To make useful measurements of “real” power consumption, wattmeters must be accurate despite large reactive and dc components in the current drawn by the monitored load. Moreover, power consumption from multiple ac phases (two in the case of a typical 220-V residential power panel, three in the case of 208-V industrial ac) must sometimes be simultaneously monitored and summed.
This simple, optically isolated wattmeter satisfies these criteria. It converts power readings from one or more phases to (given the circuit values illustrated) a 1-pulse/joule (1 Hz/W) frequency output. Optionally, it can be configured to run from an interface to the COM port of a standard PC. PC COM port hardware then interprets each 1-joule pulse as the “start bit” of a valid (although meaningless) ASCII character. Simple BASIC software (see the listing) running on the PC can monitor and average the frequency of character reception as an accurate measure of power consumption. Somewhat more sophisticated software could capture and store detailed logs of power consumption over arbitrarily long time periods.
The core of the wattmeter circuit is a quad-channel optoisolator consisting of LEDs E1-E4 and phototransistors Q1-Q4 connected in a double-bridge arrangement (see the figure). This arrangement acts as a variant (admittedly peculiar) of the well-known “Gilbert cell” analog multiplier to compute the four-quadrant product of ac line voltage and Z1 load current.
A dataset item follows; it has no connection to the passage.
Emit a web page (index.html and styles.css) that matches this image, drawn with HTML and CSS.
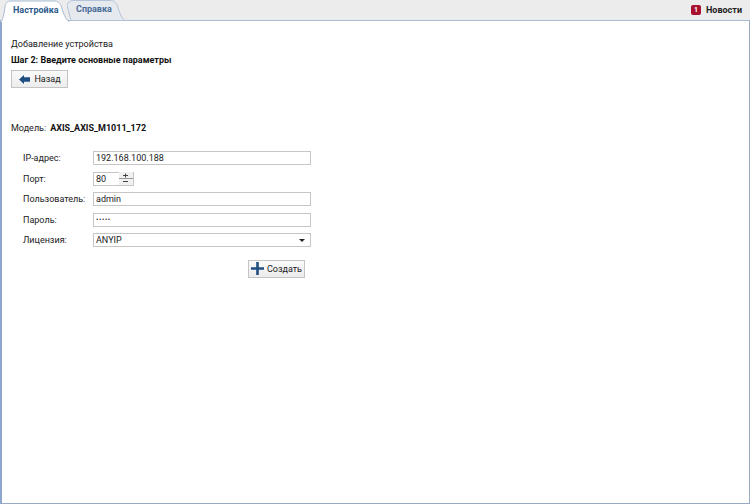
FILE: index.html
```html
<!DOCTYPE html>
<html lang="ru">
<head>
<meta charset="utf-8">
<title>Настройка</title>
<link rel="stylesheet" href="styles.css">
</head>
<body>
<div class="app">
  <header class="topbar">
    <nav class="tabs">
      <div class="tab tab-active">
        <svg class="tab-shape" width="70" height="22" viewBox="0 0 70 22"><path d="M0.5 22 C3 20 4 14 5 7 C5.6 3 7 1 11 1 H54 C58 1 60 3 61.500 7 C63 12 65 19 69.500 22" fill="#fff" stroke="#a9bdd6"/></svg>
        <span class="tab-text">Настройка</span>
      </div>
      <div class="tab tab-idle">
        <svg class="tab-shape" width="60" height="21" viewBox="0 0 60 21"><path d="M0 5 C1 2 3 0.500 7 0.500 H43 C47 0.500 49 2 50.500 6 C52 11 54 18 58 20.500 H4 Z" fill="#e6e9ee" stroke="#b4c4d8"/></svg>
        <span class="tab-text">Справка</span>
      </div>
    </nav>
    <div class="news"><span class="badge">1</span><span class="news-label">Новости</span></div>
  </header>
  <main class="panel">
    <div class="title">Добавление устройства</div>
    <div class="step">Шаг 2: Введите основные параметры</div>
    <button class="btn btn-back" type="button">
      <svg class="ico" width="11" height="9" viewBox="0 0 11 9"><path d="M0 4.500 L5 0 V2.200 H11 V6.800 H5 V9 Z" fill="#1f4f82"/></svg>
      <span>Назад</span>
    </button>
    <div class="model"><span>Модель:</span><b>AXIS_AXIS_M1011_172</b></div>
    <form class="form">
      <div class="row"><span class="lbl">IP-адрес:</span><div class="field">192.168.100.188</div></div>
      <div class="row"><span class="lbl">Порт:</span>
        <div class="field spin"><span>80</span>
          <span class="spin-btns"><svg width="14" height="13" viewBox="0 0 14 13"><path d="M4 3.500h5M6.500 1.500v4" stroke="#444" fill="none"/><path d="M0 6.500h14" stroke="#999" fill="none"/><path d="M4 9.500h5" stroke="#444" fill="none"/></svg></span>
        </div>
      </div>
      <div class="row"><span class="lbl">Пользователь:</span><div class="field">admin</div></div>
      <div class="row"><span class="lbl">Пароль:</span><div class="field pass">•••••</div></div>
      <div class="row"><span class="lbl">Лицензия:</span>
        <div class="field select"><span>ANYIP</span><svg width="6" height="3" viewBox="0 0 6 3"><path d="M0 0h6L3 3z" fill="#222"/></svg></div>
      </div>
      <div class="actions">
        <button class="btn btn-create" type="button">
          <svg class="ico" width="13" height="13" viewBox="0 0 13 13"><path d="M5.200 0h2.600v5.200H13v2.600H7.800V13H5.200V7.800H0V5.200h5.200z" fill="#1f4f82"/></svg>
          <span>Создать</span>
        </button>
      </div>
    </form>
  </main>
</div>
</body>
</html>
```
FILE: styles.css
```css
* { box-sizing: border-box; }
html, body { margin: 0; height: 100%; }
body { font-family: Roboto, "Open Sans", sans-serif; font-size: 9px; color: #222; background: #fff; }
.app { width: 750px; height: 504px; display: flex; flex-direction: column; background: #ececec; }
.topbar { height: 20px; display: flex; justify-content: space-between; align-items: flex-end; }
.tabs { display: flex; align-items: flex-end; height: 20px; position: relative; z-index: 2; }
.tab { font-weight: 700; position: relative; }
.tab-shape { position: absolute; left: 0; top: 0; }
.tab-text { position: relative; }
.tab-active { width: 67px; height: 22px; margin-bottom: -2px; color: #2d5a8c; padding: 5px 0 0 13px; z-index: 2; }
.tab-idle { width: 60px; height: 20px; color: #4a6f99; padding: 4px 0 0 9px; }
.news { display: flex; align-items: center; gap: 5px; padding-right: 8px; height: 20px; font-weight: 700; }
.badge { width: 10px; height: 10px; background: #a8102f; color: #fff; border-radius: 2px; font-size: 7px; line-height: 10px; text-align: center; }
.news-label { color: #222; }
.panel { flex: 1; background: #fff; border: 1px solid #9aa9c4; border-left: 2px solid #8fa6cc; border-top-color: #a9bdd6; padding: 17px 0 0 9px; }
.title { line-height: 12px; height: 12px; }
.step { margin-top: 4px; line-height: 12px; font-weight: 700; color: #111; }
.btn { font: inherit; color: #222; display: flex; align-items: center; justify-content: center; background: linear-gradient(#fafafa, #ececec); border: 1px solid #c4c4c4; padding: 0; }
.btn-back { width: 57px; height: 18px; margin-top: 4px; gap: 4px; padding-left: 1px; }
.model { display: flex; gap: 4px; margin-top: 34px; line-height: 12px; }
.model b { color: #111; }
.form { margin-top: 17px; width: 300px; padding-left: 12px; display: flex; flex-direction: column; gap: 6.500px; }
.row { display: flex; align-items: center; height: 14px; }
.lbl { width: 70px; flex: none; }
.field { width: 218px; height: 14px; border: 1px solid #c6c6c6; background: #fff; padding-left: 2px; line-height: 12px; display: flex; align-items: center; }
.spin { width: 41px; justify-content: space-between; }
.spin-btns { display: flex; background: #f1f1f1; }
.pass { letter-spacing: 0.6px; font-size: 7px; color: #333; }
.select { justify-content: space-between; padding-right: 5px; }
.actions { display: flex; justify-content: flex-end; margin: 6px 6px 0 0; }
.btn-create { width: 57px; height: 18px; gap: 3px; }
```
The principle of operation of the optobridge multiplier is explained in an earlier Idea for Design (“Optical Isolator Computes Watts,” Electronic Design, Oct. 14, 1994, p. 102). The multiplier’s output is a current drawn from C1 that’s proportional to the true instantaneous power delivered to the load. Accuracy is maintained even if the line voltage wanders and the load is reactive and nonlinear. If multiple ac power phases are to be monitored, only resistors R1 and R2 and the optoisolator need be duplicated for each additional phase. The phototransistors of the additional isolator(s) should be paralleled with Q1-Q4.
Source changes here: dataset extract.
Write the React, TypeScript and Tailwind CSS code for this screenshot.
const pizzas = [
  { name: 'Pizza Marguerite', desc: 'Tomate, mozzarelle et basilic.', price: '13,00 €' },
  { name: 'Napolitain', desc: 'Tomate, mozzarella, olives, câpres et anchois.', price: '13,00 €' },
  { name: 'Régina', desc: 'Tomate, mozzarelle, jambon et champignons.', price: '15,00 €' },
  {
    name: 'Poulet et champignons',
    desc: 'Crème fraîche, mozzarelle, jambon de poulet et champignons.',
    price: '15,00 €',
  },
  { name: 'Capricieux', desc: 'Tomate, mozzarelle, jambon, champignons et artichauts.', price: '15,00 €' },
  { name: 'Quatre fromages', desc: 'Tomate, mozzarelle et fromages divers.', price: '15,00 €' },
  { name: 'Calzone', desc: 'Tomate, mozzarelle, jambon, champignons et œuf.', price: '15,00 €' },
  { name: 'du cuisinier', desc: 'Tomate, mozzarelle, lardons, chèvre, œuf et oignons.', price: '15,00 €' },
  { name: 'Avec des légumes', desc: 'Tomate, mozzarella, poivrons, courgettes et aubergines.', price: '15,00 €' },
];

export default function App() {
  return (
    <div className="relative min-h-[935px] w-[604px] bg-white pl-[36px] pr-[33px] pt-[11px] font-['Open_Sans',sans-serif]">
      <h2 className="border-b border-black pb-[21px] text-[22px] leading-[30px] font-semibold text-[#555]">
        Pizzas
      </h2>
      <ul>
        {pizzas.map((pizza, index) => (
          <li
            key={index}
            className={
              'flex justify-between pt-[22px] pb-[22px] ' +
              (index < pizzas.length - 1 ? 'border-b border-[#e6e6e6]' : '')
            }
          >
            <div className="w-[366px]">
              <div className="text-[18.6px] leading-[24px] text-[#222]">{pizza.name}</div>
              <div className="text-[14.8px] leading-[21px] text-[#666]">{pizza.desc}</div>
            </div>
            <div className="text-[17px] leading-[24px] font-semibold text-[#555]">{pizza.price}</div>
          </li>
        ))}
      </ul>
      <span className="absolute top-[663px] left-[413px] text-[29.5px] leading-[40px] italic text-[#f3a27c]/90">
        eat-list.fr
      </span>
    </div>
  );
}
The current-to-frequency converter formed by reference VR1, comparators A1 and A2, and associated discretes, converts the passively summed power-proportional currents to a 0-1200 Hz output appearing at A2 (pin 7). If the wattmeter is to be used with a PC COM port, optional regulator VR2 can be added to develop a sufficient +5-V supply for wattmeter operation from the port “handshake” signals. No other dc power source is necessary. Meanwhile, Q6 will convert A2’s output pulses to RS-232 levels.
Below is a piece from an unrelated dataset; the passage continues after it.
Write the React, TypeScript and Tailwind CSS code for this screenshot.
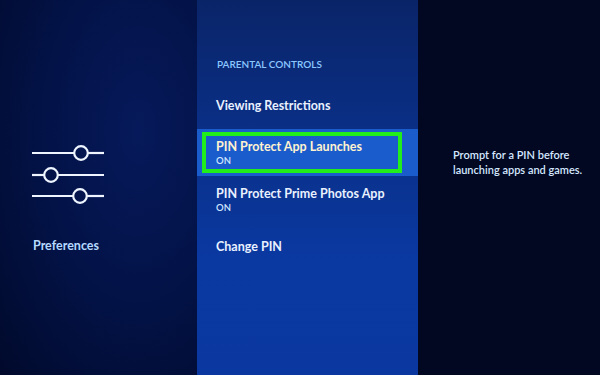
import * as React from 'react';

const font = { fontFamily: 'Lato, "Noto Sans", sans-serif' };

function SlidersIcon() {
    const rows = [
        { y: 8, knob: 50 },
        { y: 30, knob: 20 },
        { y: 51, knob: 49 },
    ];
    return (
        <svg width="74" height="60" viewBox="0 0 74 60" fill="none" stroke="#eef5ff" strokeWidth="2.2">
            {rows.map((row) => (
                <g key={row.y}>
                    <line x1="1" y1={row.y} x2={row.knob - 7} y2={row.y} />
                    <line x1={row.knob + 7} y1={row.y} x2="73" y2={row.y} />
                    <circle cx={row.knob} cy={row.y} r="6.8" />
                </g>
            ))}
        </svg>
    );
}

interface MenuItem {
    label: string;
    sub?: string;
    focused?: boolean;
}

const items: MenuItem[] = [
    { label: 'Viewing Restrictions' },
    { label: 'PIN Protect App Launches', sub: 'ON', focused: true },
    { label: 'PIN Protect Prime Photos App', sub: 'ON' },
    { label: 'Change PIN' },
];

export default function App() {
    return (
        <div className="flex h-[375px] w-[600px] overflow-hidden" style={font}>
            <div className="flex w-[197px] flex-col items-center bg-[radial-gradient(ellipse_at_70%_35%,#06195a_0%,#031349_45%,#010a2c_100%)] pt-[145px]">
                <div className="ml-[-62px]">
                    <SlidersIcon />
                </div>
                <div className="ml-[-65px] mt-[32px] text-[12.5px] font-bold text-[#b5d9ff]">Preferences</div>
            </div>

            <div className="flex w-[221px] flex-col bg-[linear-gradient(180deg,#0a2468_0%,#0a2f86_35%,#0a39a2_70%,#0a38a0_100%)] pt-[57px]">
                <div className="pl-[20px] text-[10px] font-semibold text-[#8cc7ff]">PARENTAL CONTROLS</div>
                <div className="mt-[10px] flex flex-col">
                    {items.map((item) => (
                        <div
                            key={item.label}
                            className={
                                item.focused
                                    ? 'flex h-[47px] items-center bg-[#1b5ccc] px-[5px]'
                                    : 'flex h-[47px] items-center px-[19px]'
                            }
                        >
                            {item.focused ? (
                                <div className="flex h-[41px] w-[200px] flex-col justify-center border-[4px] border-[#22ee1c] pl-[10px]">
                                    <div className="text-[12.5px] font-bold leading-[16px] text-[#fff3cf]">{item.label}</div>
                                    <div className="text-[9.5px] font-semibold leading-[12px] text-[#cfe6ff]">{item.sub}</div>
                                </div>
                            ) : (
                                <div className="flex flex-col">
                                    <div className="text-[12.5px] font-bold leading-[16px] text-[#e9f1ff]">{item.label}</div>
                                    {item.sub ? (
                                        <div className="text-[9.5px] font-semibold leading-[12px] text-[#cfe6ff]">{item.sub}</div>
                                    ) : null}
                                </div>
                            )}
                        </div>
                    ))}
                </div>
            </div>

            <div className="flex flex-1 flex-col bg-[#020722] pl-[35px] pt-[147px]">
                <div className="text-[11px] font-semibold leading-[15px] text-[#d4e8ff]">
                    Prompt for a PIN before
                    <br />
                    launching apps and games.
                </div>
            </div>
        </div>
    );
}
In the prototype, the 0.002-O shunt (R2) consisted of 5.8 inches of 16 gauge copper wire. Copper’s 3900 ppm/°C coefficient of resistance serves to temperature compensate most of the scale-factor variation due to LED and phototransistor temperature coefficients. Zero stability (voltage feedthrough) of the wattmeter is very sensitive to temperature gradients in the optoisolators. They should be shielded carefully from drafts.